(di Valeria Robecco)
NEW YORK - Due sessioni di torture al giorno, botte, fame e nessun contatto con il mondo esterno: a raccontare cosa accade nelle prigioni del regime di Bashar al Assad in Siria è Mazen Darwish, giornalista e attivista, una delle personalità più impegnate nel campo dei diritti umani nel Paese mediorientale.
Darwish è direttore del Centro siriano per i media e la libertà di espressione e insieme a due suoi colleghi, Hani Zaitani e Hussein Ghreir, è stato arrestato nel febbraio del 2012 a Damasco, con l'accusa di "promuovere atti di terrorismo".
In realtà, secondo i suoi sostenitori, è stato imprigionato per aver diffuso notizie relative alle violenze del regime contro i ribelli. Parlando con un gruppo di giornalisti al Palazzo di Vetro dell'Onu, l'attivista - che ha ricevuto diversi riconoscimenti tra cui quello di Reporters sans frontières nel 2013 e il premio mondiale della libertà di stampa dell'Unesco nel 2015 - ha raccontato gli oltre tre anni trascorsi da detenuto nelle carceri di Assad, attaccando il Consiglio di Sicurezza delle Nazioni Unite e la comunità internazionale per non essere riusciti a porre fine alla guerra nel suo Paese.
"Ogni detenuto subiva due sedute di tortura al giorno - ha spiegato - Molte volte i carcerieri non avevano neanche i nomi dei prigionieri, ma in questo caso la tortura non serviva ad ottenere informazioni, era una pura vendetta". Durante i nove mesi trascorsi nel braccio 'duro' del carcere, pensava che da lì nessuno sarebbe uscito vivo: "Ci torturavano con l'elettricità, ci picchiavano, pativamo la fame - ha detto - Ogni giorno c'era qualcuno che moriva al mio fianco, e credevo che poi sarebbe toccato a me". "Alcune guardie sapevano chi ero e nei loro occhi leggevo una sorta di rispetto, magari mi picchiavano meno forte ma non potevano fare altro - ha aggiunto - altrimenti rischiavano di essere imprigionate a loro volta".

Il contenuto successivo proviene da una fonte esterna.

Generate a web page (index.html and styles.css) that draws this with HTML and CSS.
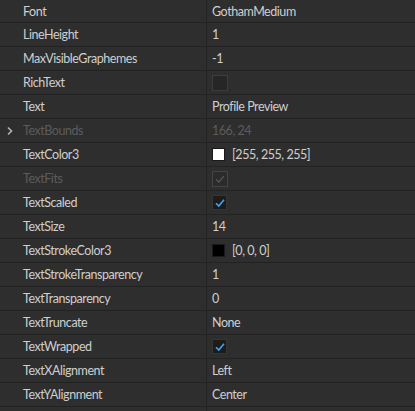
FILE: index.html
```html
<!DOCTYPE html>
<html>
<head>
<meta charset="utf-8">
<link rel="stylesheet" href="styles.css">
</head>
<body>
<div class="props">
  <div class="row row-first"><div class="name">Font</div><div class="val">GothamMedium</div></div>
  <div class="row"><div class="name">LineHeight</div><div class="val">1</div></div>
  <div class="row"><div class="name">MaxVisibleGraphemes</div><div class="val">-1</div></div>
  <div class="row"><div class="name">RichText</div><div class="val"><span class="cb"></span></div></div>
  <div class="row"><div class="name">Text</div><div class="val">Profile Preview</div></div>
  <div class="row disabled"><div class="name"><svg class="chev" width="8" height="10" viewBox="0 0 8 10"><path d="M2 1.5 L5.5 5 L2 8.5" fill="none" stroke="#b4b4b4" stroke-width="1.6"/></svg>TextBounds</div><div class="val">166, 24</div></div>
  <div class="row"><div class="name">TextColor3</div><div class="val"><span class="sw sw-white"></span>[255, 255, 255]</div></div>
  <div class="row disabled"><div class="name">TextFits</div><div class="val"><span class="cb cb-dis"><svg width="12" height="12" viewBox="0 0 12 12"><path d="M2 6.2 L4.8 9 L10 2.8" fill="none" stroke="#555" stroke-width="1.3"/></svg></span></div></div>
  <div class="row"><div class="name">TextScaled</div><div class="val"><span class="cb cb-on"><svg width="12" height="12" viewBox="0 0 12 12"><path d="M2 6.2 L4.8 9 L10 2.8" fill="none" stroke="#3fa7e8" stroke-width="1.6"/></svg></span></div></div>
  <div class="row"><div class="name">TextSize</div><div class="val">14</div></div>
  <div class="row"><div class="name">TextStrokeColor3</div><div class="val"><span class="sw sw-black"></span>[0, 0, 0]</div></div>
  <div class="row"><div class="name">TextStrokeTransparency</div><div class="val">1</div></div>
  <div class="row"><div class="name">TextTransparency</div><div class="val">0</div></div>
  <div class="row"><div class="name">TextTruncate</div><div class="val">None</div></div>
  <div class="row"><div class="name">TextWrapped</div><div class="val"><span class="cb cb-on"><svg width="12" height="12" viewBox="0 0 12 12"><path d="M2 6.2 L4.8 9 L10 2.8" fill="none" stroke="#3fa7e8" stroke-width="1.6"/></svg></span></div></div>
  <div class="row"><div class="name">TextXAlignment</div><div class="val">Left</div></div>
  <div class="row"><div class="name">TextYAlignment</div><div class="val">Center</div></div>
  <div class="row"><div class="name"></div><div class="val"></div></div>
</div>
</body>
</html>
```
FILE: styles.css
```css
html, body {
  margin: 0;
  padding: 0;
  background: #2e2e2e;
  overflow: hidden;
}
.props {
  width: 415px;
  height: 411px;
  overflow: hidden;
  font-family: Lato, "Noto Sans", sans-serif;
  font-size: 12.5px;
  letter-spacing: -0.45px;
  color: #cfcfcf;
}
.row {
  display: grid;
  grid-template-columns: 207px 1fr;
  height: 23px;
  border-bottom: 1px solid #222222;
  background: #2e2e2e;
}
.row-first {
  height: 22px;
}
.name {
  display: flex;
  align-items: center;
  padding-left: 23px;
  position: relative;
  border-right: 1px solid #222222;
  white-space: nowrap;
}
.val {
  display: flex;
  align-items: center;
  padding-left: 5px;
  white-space: nowrap;
}
.disabled .name, .disabled .val {
  color: #5c5c5c;
}
.chev {
  position: absolute;
  left: 6px;
  top: 7px;
}
.cb {
  width: 14px;
  height: 14px;
  border: 1px solid #3c3c3c;
  background: #262626;
  display: flex;
  align-items: center;
  justify-content: center;
}
.cb-dis {
  border-color: #444444;
  background: #2b2b2b;
}
.cb-on {
  width: 13px;
  height: 13px;
  background: #1c1c1c;
  border-color: #353535;
}
.sw {
  width: 11px;
  height: 11px;
  margin-right: 7px;
  border: 1px solid #1a1a1a;
}
.sw-white { background: #ffffff; }
.sw-black { background: #000000; }
```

Darwish ha raccontato che il regime cerca di fare leva sulla lotta all'Isis, "ma per combattere il terrorismo serve un governo che unisca i siriani contro gli estremisti, cosa che quello attuale non può fare". "Non puoi chiedere alle vittime di aiutare chi le ha imprigionate e torturate", ha concluso, precisando che finchè Assad sarà al potere non potrà tornare nel suo Paese, ma continuerà a combattere dall'esterno per la dignità delle persone e perchè i siriani possano vivere in uno Stato democratico.